■ Task statement
Copy out each line exactly as it appears.

[Lines of data]
====
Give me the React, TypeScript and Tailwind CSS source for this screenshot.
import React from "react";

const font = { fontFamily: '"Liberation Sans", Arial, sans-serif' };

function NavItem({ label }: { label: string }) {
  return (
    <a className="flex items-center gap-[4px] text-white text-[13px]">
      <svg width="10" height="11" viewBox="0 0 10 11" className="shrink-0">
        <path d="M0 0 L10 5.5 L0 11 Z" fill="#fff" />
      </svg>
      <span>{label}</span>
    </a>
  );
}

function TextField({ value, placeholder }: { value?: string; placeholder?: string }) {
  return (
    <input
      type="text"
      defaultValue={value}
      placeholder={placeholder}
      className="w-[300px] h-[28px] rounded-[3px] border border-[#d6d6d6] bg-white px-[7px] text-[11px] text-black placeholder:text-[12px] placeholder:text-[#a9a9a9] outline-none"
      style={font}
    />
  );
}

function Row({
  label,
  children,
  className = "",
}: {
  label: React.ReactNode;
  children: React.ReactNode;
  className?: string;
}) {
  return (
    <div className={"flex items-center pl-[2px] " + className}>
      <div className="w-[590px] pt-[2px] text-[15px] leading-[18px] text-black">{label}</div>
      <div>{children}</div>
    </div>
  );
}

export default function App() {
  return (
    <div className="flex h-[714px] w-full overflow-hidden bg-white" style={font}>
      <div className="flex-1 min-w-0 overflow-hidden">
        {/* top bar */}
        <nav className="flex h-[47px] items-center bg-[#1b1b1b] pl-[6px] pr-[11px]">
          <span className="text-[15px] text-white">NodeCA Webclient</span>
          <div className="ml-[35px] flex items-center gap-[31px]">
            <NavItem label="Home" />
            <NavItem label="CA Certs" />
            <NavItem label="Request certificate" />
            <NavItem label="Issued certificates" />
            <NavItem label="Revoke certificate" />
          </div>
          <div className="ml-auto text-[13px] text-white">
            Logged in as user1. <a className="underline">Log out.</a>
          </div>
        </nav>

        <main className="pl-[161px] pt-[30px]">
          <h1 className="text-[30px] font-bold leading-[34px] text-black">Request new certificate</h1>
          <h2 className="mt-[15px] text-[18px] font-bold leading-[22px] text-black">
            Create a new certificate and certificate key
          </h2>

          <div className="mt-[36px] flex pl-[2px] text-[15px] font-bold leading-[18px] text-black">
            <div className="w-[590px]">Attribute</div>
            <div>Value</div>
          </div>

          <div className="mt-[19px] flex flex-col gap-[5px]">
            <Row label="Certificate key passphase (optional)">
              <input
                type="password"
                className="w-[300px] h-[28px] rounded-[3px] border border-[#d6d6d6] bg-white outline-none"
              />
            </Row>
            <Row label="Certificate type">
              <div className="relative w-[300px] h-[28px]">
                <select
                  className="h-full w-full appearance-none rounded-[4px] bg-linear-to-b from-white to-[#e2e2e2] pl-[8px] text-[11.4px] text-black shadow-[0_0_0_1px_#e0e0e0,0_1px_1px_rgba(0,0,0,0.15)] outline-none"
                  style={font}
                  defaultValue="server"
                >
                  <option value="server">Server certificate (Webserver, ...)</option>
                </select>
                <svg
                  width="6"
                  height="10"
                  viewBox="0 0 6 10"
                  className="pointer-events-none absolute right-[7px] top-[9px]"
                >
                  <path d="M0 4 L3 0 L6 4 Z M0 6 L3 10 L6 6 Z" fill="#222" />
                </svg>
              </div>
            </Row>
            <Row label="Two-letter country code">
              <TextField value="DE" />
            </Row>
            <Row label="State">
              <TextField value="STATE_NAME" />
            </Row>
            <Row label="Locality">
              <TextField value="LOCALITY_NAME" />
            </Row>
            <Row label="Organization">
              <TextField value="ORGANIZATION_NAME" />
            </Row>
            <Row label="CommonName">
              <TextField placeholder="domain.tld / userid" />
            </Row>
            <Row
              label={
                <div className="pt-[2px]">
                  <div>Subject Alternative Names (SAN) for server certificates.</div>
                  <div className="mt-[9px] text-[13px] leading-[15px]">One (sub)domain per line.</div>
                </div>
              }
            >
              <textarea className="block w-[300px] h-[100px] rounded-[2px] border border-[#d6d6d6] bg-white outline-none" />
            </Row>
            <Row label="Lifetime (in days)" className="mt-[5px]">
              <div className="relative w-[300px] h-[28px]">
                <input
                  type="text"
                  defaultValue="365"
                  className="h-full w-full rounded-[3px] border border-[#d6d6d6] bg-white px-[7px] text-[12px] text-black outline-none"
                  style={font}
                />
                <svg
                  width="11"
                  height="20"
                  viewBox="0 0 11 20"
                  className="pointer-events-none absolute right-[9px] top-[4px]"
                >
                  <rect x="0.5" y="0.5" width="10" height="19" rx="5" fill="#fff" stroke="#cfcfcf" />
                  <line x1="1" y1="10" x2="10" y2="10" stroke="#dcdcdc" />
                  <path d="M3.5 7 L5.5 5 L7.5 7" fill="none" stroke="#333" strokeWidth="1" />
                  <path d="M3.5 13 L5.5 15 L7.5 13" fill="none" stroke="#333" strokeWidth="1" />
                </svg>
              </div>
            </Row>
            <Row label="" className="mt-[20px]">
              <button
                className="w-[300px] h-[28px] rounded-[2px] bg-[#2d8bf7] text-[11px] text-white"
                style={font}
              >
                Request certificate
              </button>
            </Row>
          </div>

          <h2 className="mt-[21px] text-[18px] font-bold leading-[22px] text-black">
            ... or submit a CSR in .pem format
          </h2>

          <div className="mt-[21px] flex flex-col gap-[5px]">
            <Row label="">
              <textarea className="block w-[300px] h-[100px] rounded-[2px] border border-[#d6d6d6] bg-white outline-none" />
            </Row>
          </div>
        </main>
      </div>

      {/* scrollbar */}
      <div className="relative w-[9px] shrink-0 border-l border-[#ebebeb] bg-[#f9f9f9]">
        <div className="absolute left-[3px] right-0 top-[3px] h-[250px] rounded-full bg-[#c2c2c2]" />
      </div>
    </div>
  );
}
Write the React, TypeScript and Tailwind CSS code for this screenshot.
====
■ Correct output
Give me the React, TypeScript and Tailwind CSS source for this screenshot.
import React from "react";

const font = { fontFamily: '"Liberation Sans", Arial, sans-serif' };

function NavItem({ label }: { label: string }) {
  return (
    <a className="flex items-center gap-[4px] text-white text-[13px]">
      <svg width="10" height="11" viewBox="0 0 10 11" className="shrink-0">
        <path d="M0 0 L10 5.5 L0 11 Z" fill="#fff" />
      </svg>
      <span>{label}</span>
    </a>
  );
}

function TextField({ value, placeholder }: { value?: string; placeholder?: string }) {
  return (
    <input
      type="text"
      defaultValue={value}
      placeholder={placeholder}
      className="w-[300px] h-[28px] rounded-[3px] border border-[#d6d6d6] bg-white px-[7px] text-[11px] text-black placeholder:text-[12px] placeholder:text-[#a9a9a9] outline-none"
      style={font}
    />
  );
}

function Row({
  label,
  children,
  className = "",
}: {
  label: React.ReactNode;
  children: React.ReactNode;
  className?: string;
}) {
  return (
    <div className={"flex items-center pl-[2px] " + className}>
      <div className="w-[590px] pt-[2px] text-[15px] leading-[18px] text-black">{label}</div>
      <div>{children}</div>
    </div>
  );
}

export default function App() {
  return (
    <div className="flex h-[714px] w-full overflow-hidden bg-white" style={font}>
      <div className="flex-1 min-w-0 overflow-hidden">
        {/* top bar */}
        <nav className="flex h-[47px] items-center bg-[#1b1b1b] pl-[6px] pr-[11px]">
          <span className="text-[15px] text-white">NodeCA Webclient</span>
          <div className="ml-[35px] flex items-center gap-[31px]">
            <NavItem label="Home" />
            <NavItem label="CA Certs" />
            <NavItem label="Request certificate" />
            <NavItem label="Issued certificates" />
            <NavItem label="Revoke certificate" />
          </div>
          <div className="ml-auto text-[13px] text-white">
            Logged in as user1. <a className="underline">Log out.</a>
          </div>
        </nav>

        <main className="pl-[161px] pt-[30px]">
          <h1 className="text-[30px] font-bold leading-[34px] text-black">Request new certificate</h1>
          <h2 className="mt-[15px] text-[18px] font-bold leading-[22px] text-black">
            Create a new certificate and certificate key
          </h2>

          <div className="mt-[36px] flex pl-[2px] text-[15px] font-bold leading-[18px] text-black">
            <div className="w-[590px]">Attribute</div>
            <div>Value</div>
          </div>

          <div className="mt-[19px] flex flex-col gap-[5px]">
            <Row label="Certificate key passphase (optional)">
              <input
                type="password"
                className="w-[300px] h-[28px] rounded-[3px] border border-[#d6d6d6] bg-white outline-none"
              />
            </Row>
            <Row label="Certificate type">
              <div className="relative w-[300px] h-[28px]">
                <select
                  className="h-full w-full appearance-none rounded-[4px] bg-linear-to-b from-white to-[#e2e2e2] pl-[8px] text-[11.4px] text-black shadow-[0_0_0_1px_#e0e0e0,0_1px_1px_rgba(0,0,0,0.15)] outline-none"
                  style={font}
                  defaultValue="server"
                >
                  <option value="server">Server certificate (Webserver, ...)</option>
                </select>
                <svg
                  width="6"
                  height="10"
                  viewBox="0 0 6 10"
                  className="pointer-events-none absolute right-[7px] top-[9px]"
                >
                  <path d="M0 4 L3 0 L6 4 Z M0 6 L3 10 L6 6 Z" fill="#222" />
                </svg>
              </div>
            </Row>
            <Row label="Two-letter country code">
              <TextField value="DE" />
            </Row>
            <Row label="State">
              <TextField value="STATE_NAME" />
            </Row>
            <Row label="Locality">
              <TextField value="LOCALITY_NAME" />
            </Row>
            <Row label="Organization">
              <TextField value="ORGANIZATION_NAME" />
            </Row>
            <Row label="CommonName">
              <TextField placeholder="domain.tld / userid" />
            </Row>
            <Row
              label={
                <div className="pt-[2px]">
                  <div>Subject Alternative Names (SAN) for server certificates.</div>
                  <div className="mt-[9px] text-[13px] leading-[15px]">One (sub)domain per line.</div>
                </div>
              }
            >
              <textarea className="block w-[300px] h-[100px] rounded-[2px] border border-[#d6d6d6] bg-white outline-none" />
            </Row>
            <Row label="Lifetime (in days)" className="mt-[5px]">
              <div className="relative w-[300px] h-[28px]">
                <input
                  type="text"
                  defaultValue="365"
                  className="h-full w-full rounded-[3px] border border-[#d6d6d6] bg-white px-[7px] text-[12px] text-black outline-none"
                  style={font}
                />
                <svg
                  width="11"
                  height="20"
                  viewBox="0 0 11 20"
                  className="pointer-events-none absolute right-[9px] top-[4px]"
                >
                  <rect x="0.5" y="0.5" width="10" height="19" rx="5" fill="#fff" stroke="#cfcfcf" />
                  <line x1="1" y1="10" x2="10" y2="10" stroke="#dcdcdc" />
                  <path d="M3.5 7 L5.5 5 L7.5 7" fill="none" stroke="#333" strokeWidth="1" />
                  <path d="M3.5 13 L5.5 15 L7.5 13" fill="none" stroke="#333" strokeWidth="1" />
                </svg>
              </div>
            </Row>
            <Row label="" className="mt-[20px]">
              <button
                className="w-[300px] h-[28px] rounded-[2px] bg-[#2d8bf7] text-[11px] text-white"
                style={font}
              >
                Request certificate
              </button>
            </Row>
          </div>

          <h2 className="mt-[21px] text-[18px] font-bold leading-[22px] text-black">
            ... or submit a CSR in .pem format
          </h2>

          <div className="mt-[21px] flex flex-col gap-[5px]">
            <Row label="">
              <textarea className="block w-[300px] h-[100px] rounded-[2px] border border-[#d6d6d6] bg-white outline-none" />
            </Row>
          </div>
        </main>
      </div>

      {/* scrollbar */}
      <div className="relative w-[9px] shrink-0 border-l border-[#ebebeb] bg-[#f9f9f9]">
        <div className="absolute left-[3px] right-0 top-[3px] h-[250px] rounded-full bg-[#c2c2c2]" />
      </div>
    </div>
  );
}
Write the React, TypeScript and Tailwind CSS code for this screenshot.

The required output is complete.